What you will do:
Restate all the material verbatim, except for the pictures.

## begin Supplied information

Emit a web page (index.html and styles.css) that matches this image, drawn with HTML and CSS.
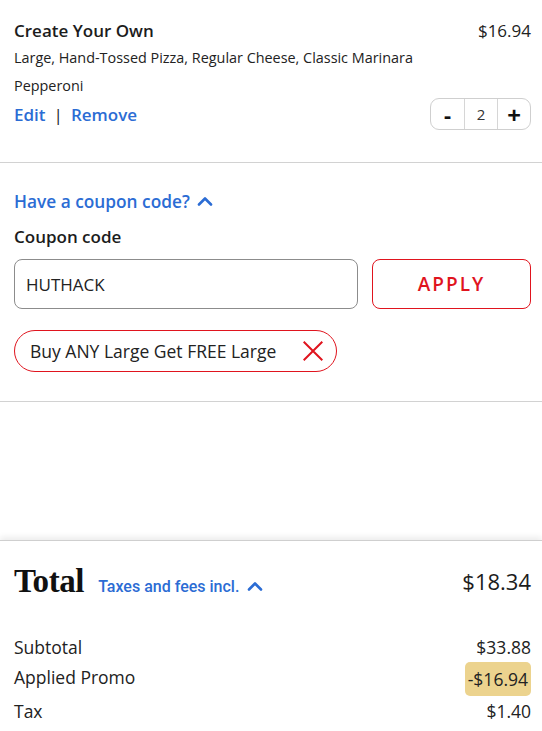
FILE: index.html
```html
<!DOCTYPE html>
<html lang="en">
<head>
<meta charset="utf-8">
<title>Cart</title>
<link rel="stylesheet" href="styles.css">
</head>
<body>
<div class="page">
  <section class="item">
    <div class="item-head">
      <span class="item-title">Create Your Own</span>
      <span class="item-price">$16.94</span>
    </div>
    <p class="item-desc">Large, Hand-Tossed Pizza, Regular Cheese, Classic Marinara<br>Pepperoni</p>
    <div class="item-actions">
      <div class="links">
        <a class="link">Edit</a>
        <span class="sep">|</span>
        <a class="link">Remove</a>
      </div>
      <div class="stepper">
        <span class="step minus">-</span>
        <span class="step qty">2</span>
        <span class="step plus">+</span>
      </div>
    </div>
  </section>

  <section class="coupon">
    <div class="coupon-toggle">Have a coupon code?
      <svg class="chev" width="16" height="10" viewBox="0 0 16 10"><path d="M2 8.5 L8 2.5 L14 8.5" fill="none" stroke="#2b6cd4" stroke-width="2.6" stroke-linecap="round" stroke-linejoin="round"/></svg>
    </div>
    <div class="coupon-label">Coupon code</div>
    <div class="coupon-row">
      <div class="coupon-input">HUTHACK</div>
      <div class="apply">APPLY</div>
    </div>
    <div class="chip">
      <span>Buy ANY Large Get FREE Large</span>
      <svg class="chip-x" width="20" height="20" viewBox="0 0 20 20"><path d="M0.7 0.7 L19.3 19.3 M19.3 0.7 L0.7 19.3" stroke="#e0141e" stroke-width="2" fill="none"/></svg>
    </div>
  </section>

  <div class="spacer"></div>

  <section class="totals">
    <div class="total-row">
      <div class="total-left">
        <span class="total-word">Total</span>
        <span class="taxes">Taxes and fees incl.
          <svg class="chev2" width="16" height="10" viewBox="0 0 16 10"><path d="M2 8.5 L8 2.5 L14 8.5" fill="none" stroke="#2b6cd4" stroke-width="2.6" stroke-linecap="round" stroke-linejoin="round"/></svg>
        </span>
      </div>
      <span class="total-amt">$18.34</span>
    </div>
    <div class="lines">
      <div class="line"><span>Subtotal</span><span>$33.88</span></div>
      <div class="line promo"><span>Applied Promo</span><span class="promo-amt">-$16.94</span></div>
      <div class="line"><span>Tax</span><span>$1.40</span></div>
    </div>
  </section>
</div>
</body>
</html>
```

FILE: styles.css
```css
* { box-sizing: border-box; }
html, body { margin: 0; padding: 0; background: #fff; }
body {
  font-family: "Open Sans", "Liberation Sans", sans-serif;
  color: #1c1c1c;
  height: 731px;
  overflow: hidden;
}
.page {
  display: flex;
  flex-direction: column;
  height: 731px;
}
.item {
  padding: 18px 11px 32px 14px;
  border-bottom: 1px solid #d2d2d2;
}
.item-head {
  display: flex;
  justify-content: space-between;
  align-items: center;
  height: 24px;
}
.item-title { font-size: 17px; font-weight: 600; }
.item-price { font-size: 17px; color: #222; }
.item-desc {
  margin: 2px 0 0;
  font-size: 14.4px;
  line-height: 28px;
  color: #222;
}
.item-actions {
  display: flex;
  justify-content: space-between;
  align-items: center;
  margin-top: -2px;
}
.links { display: flex; align-items: center; gap: 8px; font-size: 17px; font-weight: 600; }
.link { color: #2b6cd4; }
.sep { font-weight: 400; color: #222; }
.stepper {
  display: flex;
  border: 1px solid #cfcfcf;
  border-radius: 9px;
  height: 32px;
}
.step {
  display: flex;
  align-items: center;
  justify-content: center;
  font-size: 15px;
  color: #333;
}
.minus { width: 34px; font-size: 22px; font-weight: 700; color: #111; border-right: 1px solid #d6d6d6; }
.qty { width: 32px; }
.plus { width: 33px; font-size: 24px; font-weight: 700; color: #111; border-left: 1px solid #d6d6d6; }

.coupon {
  padding: 26px 11px 29px 14px;
  border-bottom: 1px solid #d2d2d2;
}
.coupon-toggle {
  display: flex;
  align-items: center;
  gap: 7px;
  font-size: 17.3px;
  font-weight: 600;
  color: #2b6cd4;
  height: 24px;
}
.chev { margin-top: -1px; }
.coupon-label {
  margin-top: 12px;
  font-size: 17px;
  font-weight: 600;
  height: 24px;
  line-height: 24px;
}
.coupon-row {
  display: flex;
  gap: 14px;
  margin-top: 10px;
}
.coupon-input {
  flex: 0 0 344px;
  height: 50px;
  border: 1px solid #8c8c8c;
  border-radius: 8px;
  display: flex;
  align-items: center;
  padding-left: 11px;
  font-size: 17px;
  color: #222;
}
.apply {
  flex: 1;
  height: 50px;
  border: 1px solid #e0141e;
  border-radius: 8px;
  display: flex;
  align-items: center;
  justify-content: center;
  color: #e0141e;
  font-size: 19px;
  font-weight: 600;
  letter-spacing: 2px;
}
.chip {
  margin-top: 21px;
  display: inline-flex;
  align-items: center;
  gap: 27px;
  height: 42px;
  padding: 0 13px 0 15px;
  border: 1px solid #e0141e;
  border-radius: 21px;
  font-size: 17.5px;
  color: #222;
  align-self: flex-start;
}
.spacer { flex: 1; }

.totals {
  height: 191px;
  padding: 20px 11px 0 14px;
  border-top: 1px solid #cfcfcf;
  box-shadow: 0 -3px 6px rgba(0,0,0,0.08);
}
.total-row {
  display: flex;
  justify-content: space-between;
  align-items: center;
  height: 40px;
}
.total-left { display: flex; align-items: baseline; gap: 14px; }
.total-word {
  font-family: "Liberation Serif", "DejaVu Serif", serif;
  font-weight: 700;
  font-size: 33px;
  letter-spacing: -0.4px;
  color: #111;
}
.taxes {
  font-family: Roboto, "Liberation Sans", sans-serif;
  font-size: 16px;
  font-weight: 500;
  color: #2b6cd4;
  display: inline-flex;
  align-items: center;
  gap: 8px;
}
.total-amt { font-size: 22px; color: #1c1c1c; }
.lines { margin-top: 31px; }
.line {
  display: flex;
  justify-content: space-between;
  align-items: center;
  height: 30px;
  font-size: 17.5px;
  color: #222;
}
.line.promo { height: 34px; }
.line.promo > span:first-child { margin-top: -4px; }
.promo-amt {
  background: #ecd38e;
  border-radius: 5px;
  padding: 0 3px;
  height: 34px;
  display: flex;
  align-items: center;
}
```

## end Supplied information

Exercise response:
Emit a web page (index.html and styles.css) that matches this image, drawn with HTML and CSS.
FILE: index.html
```html
<!DOCTYPE html>
<html lang="en">
<head>
<meta charset="utf-8">
<title>Cart</title>
<link rel="stylesheet" href="styles.css">
</head>
<body>
<div class="page">
  <section class="item">
    <div class="item-head">
      <span class="item-title">Create Your Own</span>
      <span class="item-price">$16.94</span>
    </div>
    <p class="item-desc">Large, Hand-Tossed Pizza, Regular Cheese, Classic Marinara<br>Pepperoni</p>
    <div class="item-actions">
      <div class="links">
        <a class="link">Edit</a>
        <span class="sep">|</span>
        <a class="link">Remove</a>
      </div>
      <div class="stepper">
        <span class="step minus">-</span>
        <span class="step qty">2</span>
        <span class="step plus">+</span>
      </div>
    </div>
  </section>

  <section class="coupon">
    <div class="coupon-toggle">Have a coupon code?
      <svg class="chev" width="16" height="10" viewBox="0 0 16 10"><path d="M2 8.5 L8 2.5 L14 8.5" fill="none" stroke="#2b6cd4" stroke-width="2.6" stroke-linecap="round" stroke-linejoin="round"/></svg>
    </div>
    <div class="coupon-label">Coupon code</div>
    <div class="coupon-row">
      <div class="coupon-input">HUTHACK</div>
      <div class="apply">APPLY</div>
    </div>
    <div class="chip">
      <span>Buy ANY Large Get FREE Large</span>
      <svg class="chip-x" width="20" height="20" viewBox="0 0 20 20"><path d="M0.7 0.7 L19.3 19.3 M19.3 0.7 L0.7 19.3" stroke="#e0141e" stroke-width="2" fill="none"/></svg>
    </div>
  </section>

  <div class="spacer"></div>

  <section class="totals">
    <div class="total-row">
      <div class="total-left">
        <span class="total-word">Total</span>
        <span class="taxes">Taxes and fees incl.
          <svg class="chev2" width="16" height="10" viewBox="0 0 16 10"><path d="M2 8.5 L8 2.5 L14 8.5" fill="none" stroke="#2b6cd4" stroke-width="2.6" stroke-linecap="round" stroke-linejoin="round"/></svg>
        </span>
      </div>
      <span class="total-amt">$18.34</span>
    </div>
    <div class="lines">
      <div class="line"><span>Subtotal</span><span>$33.88</span></div>
      <div class="line promo"><span>Applied Promo</span><span class="promo-amt">-$16.94</span></div>
      <div class="line"><span>Tax</span><span>$1.40</span></div>
    </div>
  </section>
</div>
</body>
</html>
```

FILE: styles.css
```css
* { box-sizing: border-box; }
html, body { margin: 0; padding: 0; background: #fff; }
body {
  font-family: "Open Sans", "Liberation Sans", sans-serif;
  color: #1c1c1c;
  height: 731px;
  overflow: hidden;
}
.page {
  display: flex;
  flex-direction: column;
  height: 731px;
}
.item {
  padding: 18px 11px 32px 14px;
  border-bottom: 1px solid #d2d2d2;
}
.item-head {
  display: flex;
  justify-content: space-between;
  align-items: center;
  height: 24px;
}
.item-title { font-size: 17px; font-weight: 600; }
.item-price { font-size: 17px; color: #222; }
.item-desc {
  margin: 2px 0 0;
  font-size: 14.4px;
  line-height: 28px;
  color: #222;
}
.item-actions {
  display: flex;
  justify-content: space-between;
  align-items: center;
  margin-top: -2px;
}
.links { display: flex; align-items: center; gap: 8px; font-size: 17px; font-weight: 600; }
.link { color: #2b6cd4; }
.sep { font-weight: 400; color: #222; }
.stepper {
  display: flex;
  border: 1px solid #cfcfcf;
  border-radius: 9px;
  height: 32px;
}
.step {
  display: flex;
  align-items: center;
  justify-content: center;
  font-size: 15px;
  color: #333;
}
.minus { width: 34px; font-size: 22px; font-weight: 700; color: #111; border-right: 1px solid #d6d6d6; }
.qty { width: 32px; }
.plus { width: 33px; font-size: 24px; font-weight: 700; color: #111; border-left: 1px solid #d6d6d6; }

.coupon {
  padding: 26px 11px 29px 14px;
  border-bottom: 1px solid #d2d2d2;
}
.coupon-toggle {
  display: flex;
  align-items: center;
  gap: 7px;
  font-size: 17.3px;
  font-weight: 600;
  color: #2b6cd4;
  height: 24px;
}
.chev { margin-top: -1px; }
.coupon-label {
  margin-top: 12px;
  font-size: 17px;
  font-weight: 600;
  height: 24px;
  line-height: 24px;
}
.coupon-row {
  display: flex;
  gap: 14px;
  margin-top: 10px;
}
.coupon-input {
  flex: 0 0 344px;
  height: 50px;
  border: 1px solid #8c8c8c;
  border-radius: 8px;
  display: flex;
  align-items: center;
  padding-left: 11px;
  font-size: 17px;
  color: #222;
}
.apply {
  flex: 1;
  height: 50px;
  border: 1px solid #e0141e;
  border-radius: 8px;
  display: flex;
  align-items: center;
  justify-content: center;
  color: #e0141e;
  font-size: 19px;
  font-weight: 600;
  letter-spacing: 2px;
}
.chip {
  margin-top: 21px;
  display: inline-flex;
  align-items: center;
  gap: 27px;
  height: 42px;
  padding: 0 13px 0 15px;
  border: 1px solid #e0141e;
  border-radius: 21px;
  font-size: 17.5px;
  color: #222;
  align-self: flex-start;
}
.spacer { flex: 1; }

.totals {
  height: 191px;
  padding: 20px 11px 0 14px;
  border-top: 1px solid #cfcfcf;
  box-shadow: 0 -3px 6px rgba(0,0,0,0.08);
}
.total-row {
  display: flex;
  justify-content: space-between;
  align-items: center;
  height: 40px;
}
.total-left { display: flex; align-items: baseline; gap: 14px; }
.total-word {
  font-family: "Liberation Serif", "DejaVu Serif", serif;
  font-weight: 700;
  font-size: 33px;
  letter-spacing: -0.4px;
  color: #111;
}
.taxes {
  font-family: Roboto, "Liberation Sans", sans-serif;
  font-size: 16px;
  font-weight: 500;
  color: #2b6cd4;
  display: inline-flex;
  align-items: center;
  gap: 8px;
}
.total-amt { font-size: 22px; color: #1c1c1c; }
.lines { margin-top: 31px; }
.line {
  display: flex;
  justify-content: space-between;
  align-items: center;
  height: 30px;
  font-size: 17.5px;
  color: #222;
}
.line.promo { height: 34px; }
.line.promo > span:first-child { margin-top: -4px; }
.promo-amt {
  background: #ecd38e;
  border-radius: 5px;
  padding: 0 3px;
  height: 34px;
  display: flex;
  align-items: center;
}
```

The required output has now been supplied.